Dr. Deb’s Mental Health Vitamin: Effective parenting
By Dr. Deb Wade
GCU Vice President, Counseling and Psychological Services
Parents, like many things in life, come in all shapes, sizes and colors! And I believe the axiom is true that parenting is the most rewarding and yet also the most challenging job you will ever have.
Like most everything else in life, there are exemplary parenting practices that are worthy of a lifetime achievement award with accompanying trophy, and there are also those parenting practices that are not-so-healthy and are grist for the comic pages of your Sunday newspaper. Let’s take a “tongue-in-cheek” sampling …
- The “Helicopter” Parent! We’ve all seen this type of parent – s/he hovers, smothers and is seemingly always looming over the child and his/her friends, activities and choices. These are the parents that believe being omnipresent is healthy and also believe they must orchestrate and oversee everything for their young children all the way to their high school or college-age students. These parents take an overprotective and/or excessive interest in the lives of their children. Sadly, the product of this type of parenting can be an overindulged child who lacks decision-making abilities and strong coping mechanisms because the mother or father “swooped” in at any sign of challenge or discomfort.
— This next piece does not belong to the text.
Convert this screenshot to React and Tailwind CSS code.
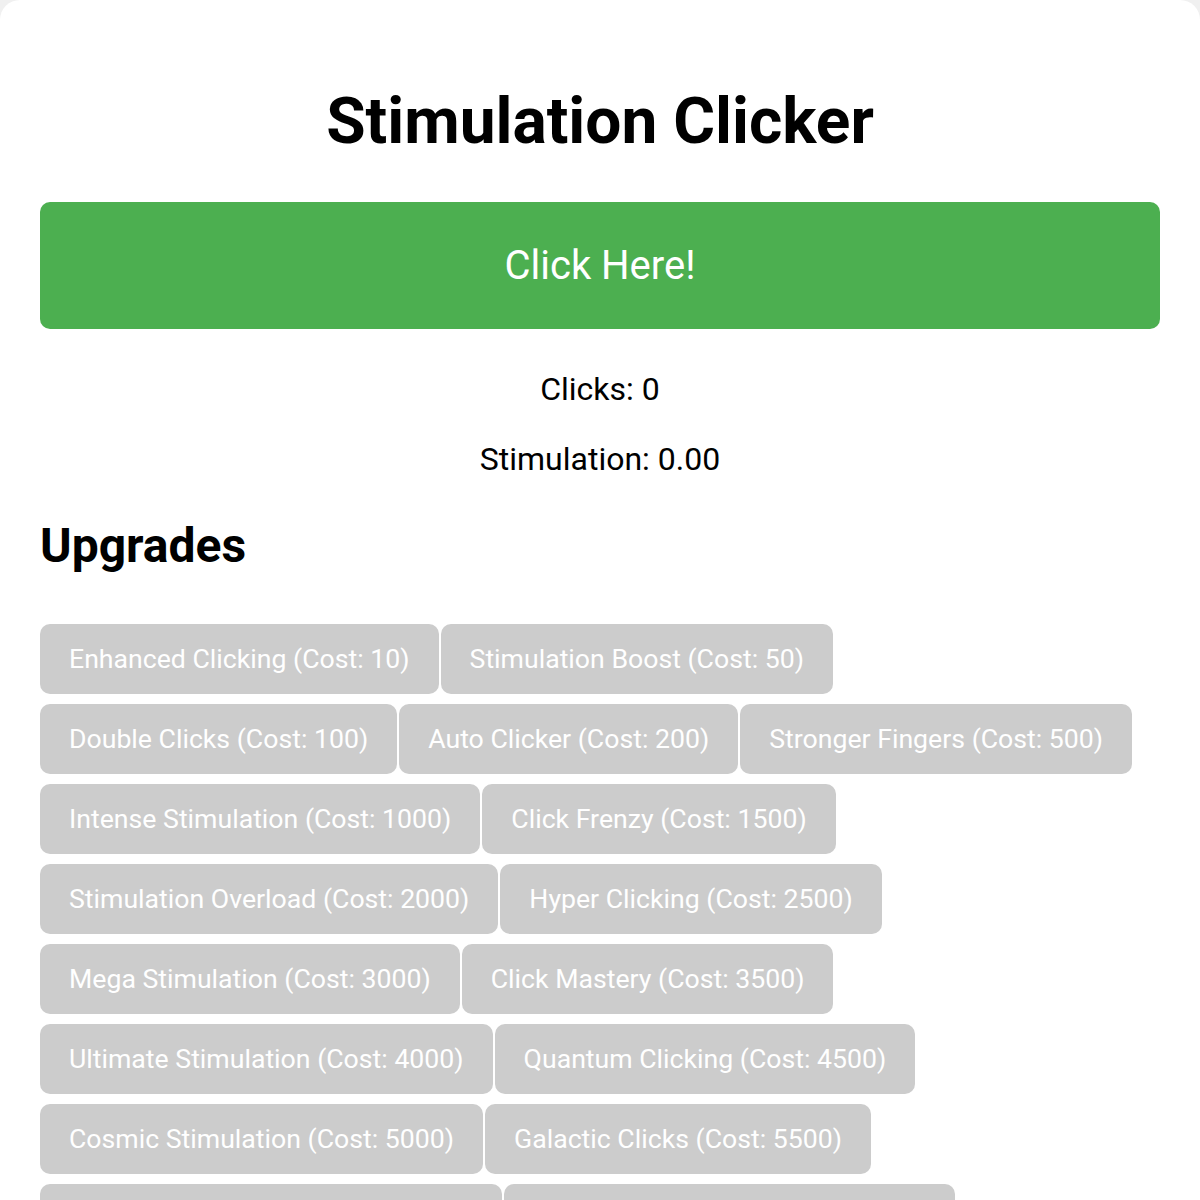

- The “Bulldozer” Parent! Closely related to the helicopter is the “bulldozer” parent, who is willing to drop everything to fulfill their child’s wants and demands, no matter how large or small. What these bulldozers don’t see is that though they don’t want to see their child struggle, the “rescuing and fixing of problems” could produce a child who does not have healthy problem-solving abilities of his/her own! This parent routinely forges ahead before their child, removing all obstacles and ensuring success at every turn. While this parent is well-intentioned and means to “protect” the child from short-term harm by getting rid of difficult, heartbreaking or hurtful “boulders” in their child’s “road,” this could ultimately result in a psychologically fragile child who is fearful, tries to avoid failure and who most likely has never learned coping strategies. Tough experiences ahead, therefore, could overwhelm this youngster who will most likely also have poor resilience.
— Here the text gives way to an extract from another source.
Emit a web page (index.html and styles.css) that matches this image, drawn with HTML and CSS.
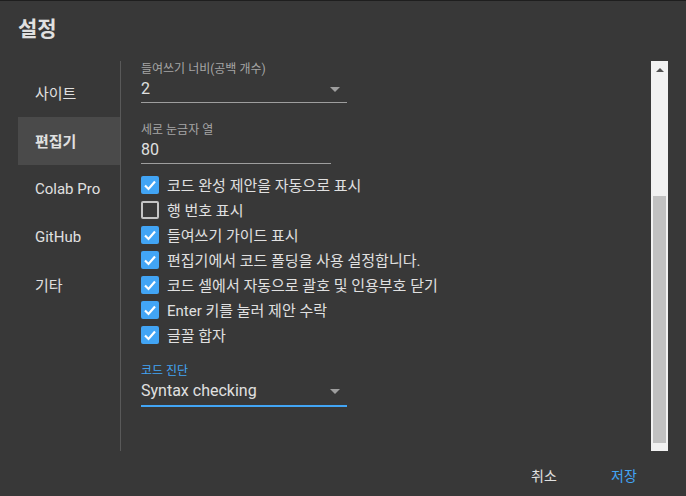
FILE: index.html
```html
<!DOCTYPE html>
<html lang="ko">

<head>
    <meta charset="UTF-8">
    <meta name="viewport" content="width=device-width, initial-scale=1.0">
    <title>설정</title>
    <link rel="stylesheet" href="styles.css">
</head>

<body>
    <div class="dialog">
        <h1 class="title">설정</h1>

        <div class="main">
            <ul class="nav">
                <li class="nav-item">사이트</li>
                <li class="nav-item active">편집기</li>
                <li class="nav-item">Colab Pro</li>
                <li class="nav-item">GitHub</li>
                <li class="nav-item">기타</li>
            </ul>

            <div class="pane">
                <div class="form">
                    <div class="field first">
                        <label>들여쓰기 너비(공백 개수)</label>
                        <div class="select wide">
                            <span>2</span>
                            <span class="arrow"></span>
                        </div>
                    </div>

                    <div class="field">
                        <label>세로 눈금자 열</label>
                        <div class="input">80</div>
                    </div>

                    <div class="checks">
                        <div class="check-row">
                            <span class="box checked"><svg viewBox="0 0 18 18"><polyline points="4,9.5 7.5,13 14,5.5" /></svg></span>
                            코드 완성 제안을 자동으로 표시
                        </div>
                        <div class="check-row">
                            <span class="box"></span>
                            행 번호 표시
                        </div>
                        <div class="check-row">
                            <span class="box checked"><svg viewBox="0 0 18 18"><polyline points="4,9.5 7.5,13 14,5.5" /></svg></span>
                            들여쓰기 가이드 표시
                        </div>
                        <div class="check-row">
                            <span class="box checked"><svg viewBox="0 0 18 18"><polyline points="4,9.5 7.5,13 14,5.5" /></svg></span>
                            편집기에서 코드 폴딩을 사용 설정합니다.
                        </div>
                        <div class="check-row">
                            <span class="box checked"><svg viewBox="0 0 18 18"><polyline points="4,9.5 7.5,13 14,5.5" /></svg></span>
                            코드 셀에서 자동으로 괄호 및 인용부호 닫기
                        </div>
                        <div class="check-row">
                            <span class="box checked"><svg viewBox="0 0 18 18"><polyline points="4,9.5 7.5,13 14,5.5" /></svg></span>
                            Enter 키를 눌러 제안 수락
                        </div>
                        <div class="check-row">
                            <span class="box checked"><svg viewBox="0 0 18 18"><polyline points="4,9.5 7.5,13 14,5.5" /></svg></span>
                            글꼴 합자
                        </div>
                    </div>

                    <div class="field focused">
                        <label>코드 진단</label>
                        <div class="select wide">
                            <span>Syntax checking</span>
                            <span class="arrow"></span>
                        </div>
                    </div>
                </div>

                <div class="scrollbar">
                    <div class="scroll-up"><span></span></div>
                    <div class="thumb"></div>
                </div>
            </div>
        </div>

        <div class="footer">
            <button class="btn">취소</button>
            <button class="btn primary">저장</button>
        </div>
    </div>
</body>

</html>
```

FILE: styles.css
```css
* {
    margin: 0;
    padding: 0;
    box-sizing: border-box;
}

body {
    background-color: #383838;
    border-top: 1px solid #1e1e1e;
    font-family: Roboto, "Noto Sans CJK KR", sans-serif;
    color: #e0e0e0;
    width: 686px;
    height: 496px;
    overflow: hidden;
}

.title {
    height: 60px;
    padding: 16px 18px 0;
    font-size: 21px;
    line-height: 24px;
    font-weight: bold;
}

.main {
    display: flex;
    height: 390px;
    margin: 0 18px;
}

/* left navigation */

.nav {
    list-style: none;
    width: 103px;
    padding-top: 8px;
    border-right: 1px solid #595959;
}

.nav-item {
    display: flex;
    align-items: center;
    height: 48px;
    padding-left: 17px;
    font-size: 15px;
    padding-bottom: 1px;
}

.nav-item.active {
    background-color: #4a4a4a;
    font-weight: bold;
}

/* settings pane */

.pane {
    flex: 1;
    display: flex;
    overflow: hidden;
}

.form {
    flex: 1;
    padding-left: 20px;
}

.field label {
    display: block;
    font-size: 12px;
    line-height: 16px;
    color: #a6a6a6;
    margin-bottom: 2px;
}

.field {
    margin-top: 19px;
}

.field.first {
    margin-top: 0;
}

.select,
.input {
    display: flex;
    justify-content: space-between;
    align-items: center;
    font-size: 16px;
    line-height: 20px;
    padding-bottom: 3px;
    border-bottom: 1px solid #9e9e9e;
}

.select.wide {
    width: 206px;
}

.input {
    width: 190px;
}

.arrow {
    width: 0;
    height: 0;
    margin-right: 7px;
    border-left: 5px solid transparent;
    border-right: 5px solid transparent;
    border-top: 5px solid #9e9e9e;
}

.field.focused {
    margin-top: 16px;
}

.field.focused label {
    color: #42a5f5;
}

.field.focused .select {
    padding-bottom: 4px;
    border-bottom: 2px solid #42a5f5;
}

/* checkboxes */

.checks {
    margin-top: 8px;
}

.check-row {
    display: flex;
    align-items: center;
    height: 25px;
    font-size: 15px;
}

.box {
    width: 18px;
    height: 18px;
    margin-right: 8px;
    border: 2px solid #c4c4c4;
    border-radius: 2px;
}

.box.checked {
    border: none;
    background-color: #42a5f5;
}

.box svg {
    display: block;
    width: 18px;
    height: 18px;
}

.box polyline {
    fill: none;
    stroke: #ffffff;
    stroke-width: 2.2;
}

/* scrollbar */

.scrollbar {
    width: 17px;
    background-color: #f1f1f1;
    display: flex;
    flex-direction: column;
    align-items: center;
}

.scroll-up {
    height: 17px;
    padding-top: 7px;
}

.scroll-up span {
    display: block;
    width: 0;
    height: 0;
    border-left: 4px solid transparent;
    border-right: 4px solid transparent;
    border-bottom: 4px solid #505050;
}

.thumb {
    width: 13px;
    height: 247px;
    margin-top: 118px;
    background-color: #c1c1c1;
}

/* footer */

.footer {
    display: flex;
    justify-content: flex-end;
    gap: 16px;
    height: 45px;
    padding: 6px 30px 0 0;
}

.btn {
    min-width: 64px;
    height: 36px;
    background: transparent;
    border: none;
    font-family: inherit;
    font-size: 14px;
    color: #e0e0e0;
}

.btn.primary {
    color: #42a5f5;
}
```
- The “Drill Sergeant” Parent! This parent tends to “bark” orders and dictates all choices. Sadly, though, the child has little room to make wants and desires known because … “What’s the point? Mom or Dad will tell me what I need anyway.” Oh, these drill sergeants love their children, too, but they feel the more they shout and control, the better their kids will be in the long run. The drill sergeant’s message is, “You are not really able to think for yourself, so I’ll do it for you.” But kids of drill sergeant parents who were never given the opportunity to think for themselves quite often make horrendous decisions when finally given the opportunity. Makes sense, doesn’t it? These children never experienced having to make decisions for themselves.
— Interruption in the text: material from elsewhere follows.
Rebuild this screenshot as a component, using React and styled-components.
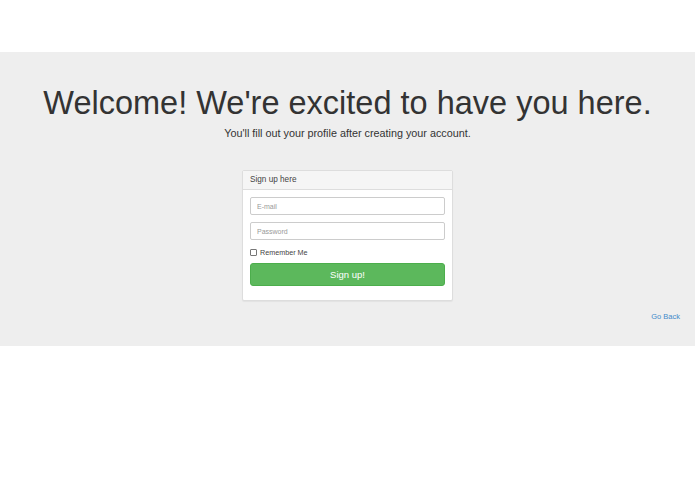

- The “Social Butterfly” Parent! These parents are also well-intentioned – they want their child to be popular, to fit in, to have the right clothes and to follow the right trends. To accomplish this, the parent is quite busy making connections for their child – it’s very important to them that the child is on the “right team,” in the “right dance class,” has the “right tutor,” and by all means, “has the trendiest of birthday parties, to boot.” However, though the child is busy fulfilling the dreams of the parent, the child never fully develops his/her own discernment, knows his/her own heart and desires, develops his/her own dreams … and sadly, seems to base friendships on status. Ultimately, this child can find him/herself making choices based on how the situation “looks” rather than on the merit of the situation.
Yes, parenting is one of the most difficult yet one of most rewarding responsibilities anyone could have. AND the good news is that though there are a lot of “don’ts” in parenting, there are also a lot of “do’s”! If we “DO” our job correctly, and we raise children …
- who know their value,
- who have self-discipline and self-control,
- who have clear spiritual, moral and behavioral codes of honor,
- who exhibit respect for others regardless of differences, and …
- who have the tools to manage and navigate the path in front of them,
… we will – one day – also be … “Empty Nest” Parents!
Then, we can have a ringside seat watching our children navigate their world and develop into loving, honoring, caring adults, knowing we had a hand in shaping them. How fun will that be!